Viernes por la mañana
Ayer, después de escribir mis inmaduras impresiones sobre Kafka y Gombrowicz, cené tacos en un puesto callejero. Me disponía a servirme salsa verde cuando vi a un hombre salir de lo que me pareció una puerta pintada en la pared. Lo repito: no una puerta de verdad sino una puerta pintada.
Vi con asombró cómo el hombre caminaba hacia mí y me decía que tuviera cuidado con la salsa porque picaba mucho. Lo escuché claramente pero me pareció que en realidad no fuera eso… como si hubiera querido decirme algo distinto… como si hubiera hablado de la salsa para no decir lo que realmente tenía que decir.

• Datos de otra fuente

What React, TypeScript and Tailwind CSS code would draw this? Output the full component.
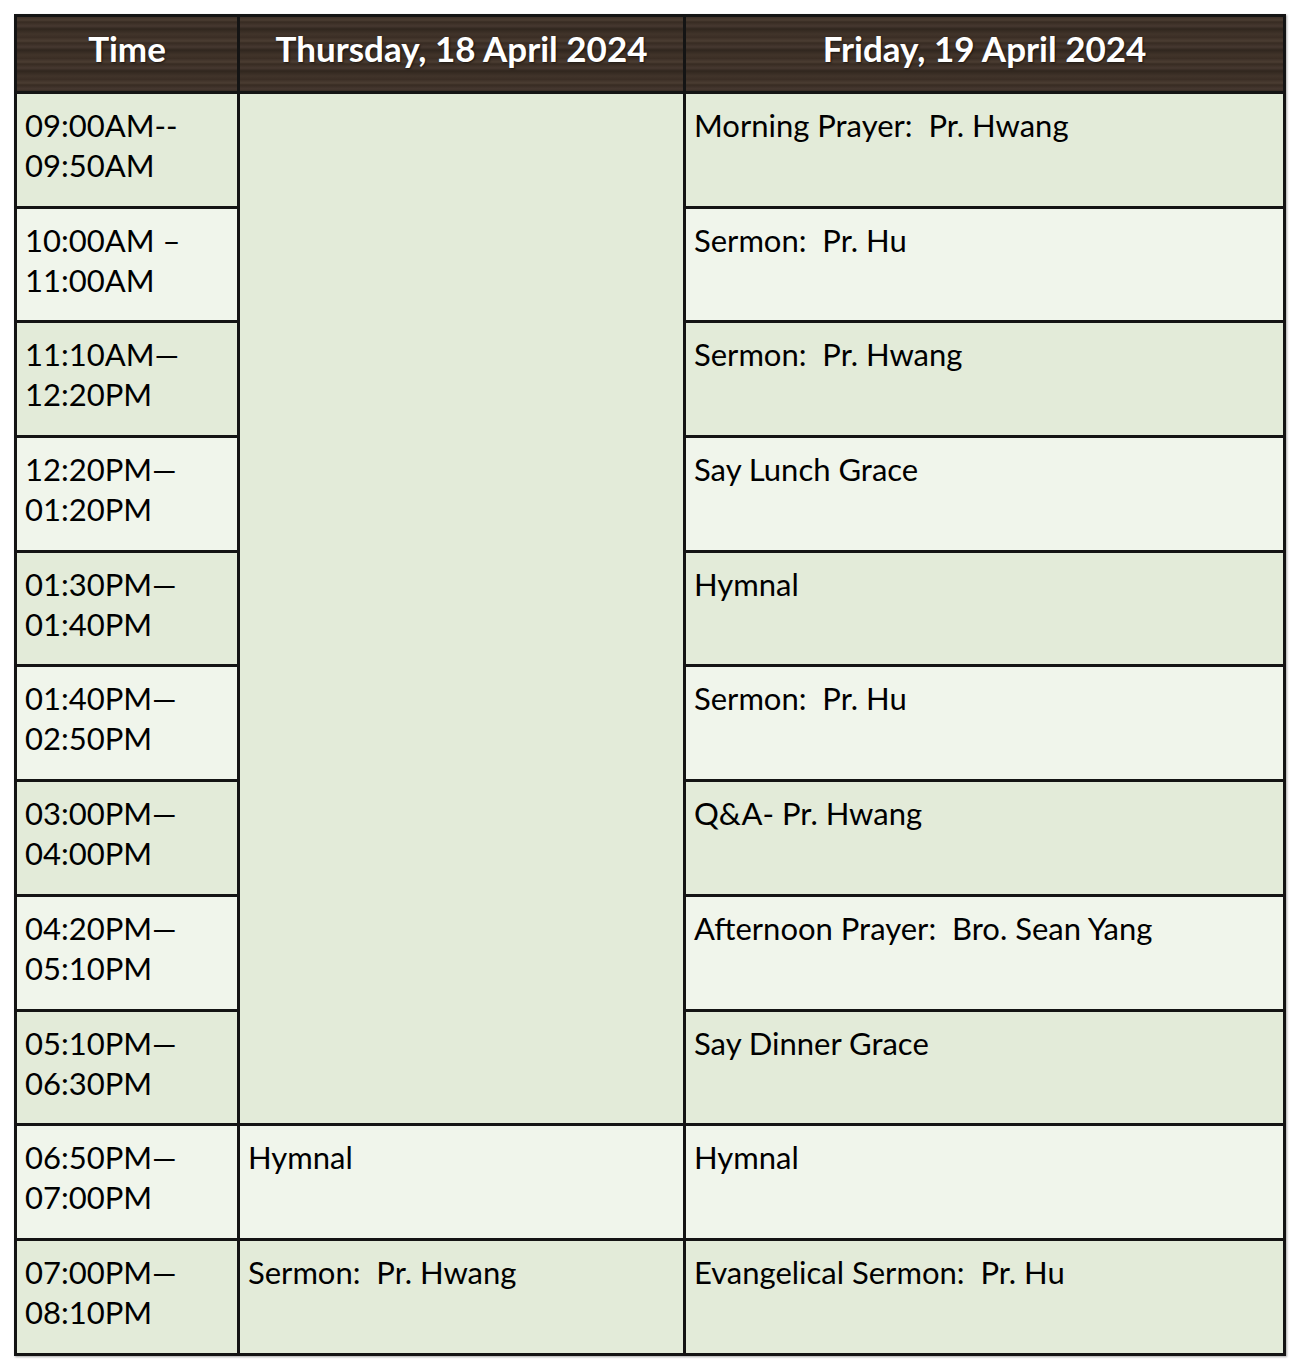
const ROWS = [
  { time: ['09:00AM--', '09:50AM'], fri: 'Morning Prayer:  Pr. Hwang' },
  { time: ['10:00AM –', '11:00AM'], fri: 'Sermon:  Pr. Hu' },
  { time: ['11:10AM—', '12:20PM'], fri: 'Sermon:  Pr. Hwang' },
  { time: ['12:20PM—', '01:20PM'], fri: 'Say Lunch Grace' },
  { time: ['01:30PM—', '01:40PM'], fri: 'Hymnal' },
  { time: ['01:40PM—', '02:50PM'], fri: 'Sermon:  Pr. Hu' },
  { time: ['03:00PM—', '04:00PM'], fri: 'Q&A- Pr. Hwang' },
  { time: ['04:20PM—', '05:10PM'], fri: 'Afternoon Prayer:  Bro. Sean Yang' },
  { time: ['05:10PM—', '06:30PM'], fri: 'Say Dinner Grace' },
  { time: ['06:50PM—', '07:00PM'], thu: 'Hymnal', fri: 'Hymnal' },
  { time: ['07:00PM—', '08:10PM'], thu: 'Sermon:  Pr. Hwang', fri: 'Evangelical Sermon:  Pr. Hu' },
];

// wood-grain header strip
const wood =
  'bg-[#3d3128] bg-[repeating-linear-gradient(180deg,#3e3128_0px,#4b3d32_3px,#372b22_5px,#463830_9px,#30261e_12px,#41342a_17px,#3a2d24_21px)]';

function Header({ children }: { children: React.ReactNode }) {
  return (
    <div className={`${wood} flex items-start justify-center pt-[9px] text-white font-bold text-[35px] leading-[44px] [text-shadow:1px_1px_2px_rgba(0,0,0,0.6)]`}>
      {children}
    </div>
  );
}

function Cell({ dark, children }: { dark: boolean; children?: React.ReactNode }) {
  return (
    <div
      className={`${dark ? 'bg-[#e3ebd9]' : 'bg-[#f0f5eb]'} px-[8px] pt-[11px] text-[31px] leading-[40px] text-black whitespace-pre-wrap`}
    >
      {children}
    </div>
  );
}

export default function App() {
  return (
    <div className="min-h-[1372px] bg-white pt-[14px] pl-[14px] font-['Lato','Noto_Sans',sans-serif]">
      <div className="grid w-[1272px] grid-cols-[220px_443px_597px] grid-rows-[74px_repeat(11,111.7px)] gap-[3px] bg-[#141414] p-[3px] shadow-[1px_1px_2px_rgba(0,0,0,0.35)]">
        <Header>Time</Header>
        <Header>Thursday, 18 April 2024</Header>
        <Header>Friday, 19 April 2024</Header>
        {ROWS.map((r, i) => {
          const dark = i % 2 === 0;
          return (
            <>
              <Cell key={`t${i}`} dark={dark}>
                {r.time[0]}
                <br />
                {r.time[1]}
              </Cell>
              {i === 0 && (
                <div key="thu-merged" className="row-span-9 bg-[#e3ebd9]" />
              )}
              {i >= 9 && (
                <Cell key={`h${i}`} dark={dark}>
                  {r.thu}
                </Cell>
              )}
              <Cell key={`f${i}`} dark={dark}>
                {r.fri}
              </Cell>
            </>
          );
        })}
      </div>
    </div>
  );
}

El hombre se detuvo a mi lado durante unos segundos —aunque también pudieron ser minutos enteros— hasta que se decidió a pedir unos tacos. Entonces, casi estoy seguro, hizo lo siguiente: se sirvió salsa… pero con indecisión, exprimió un par de limones… pero no lo suficiente, devoró con vehemencia… pero no lo bastante, pagó su consumo… ¡pero no del todo!, y luego se fue por donde había llegado.
Sí, es cierto que el hombre se fue, caminó de regreso y de nuevo entró en la puerta pintada. Eso, creo, es innegable. Sin embargo —tengo que confesarlo—, su presencia aún no me abandona, la siento aquí, insistente, veleidosa, pegada a mi costado.
Desconcierto, incertidumbre, extrañeza.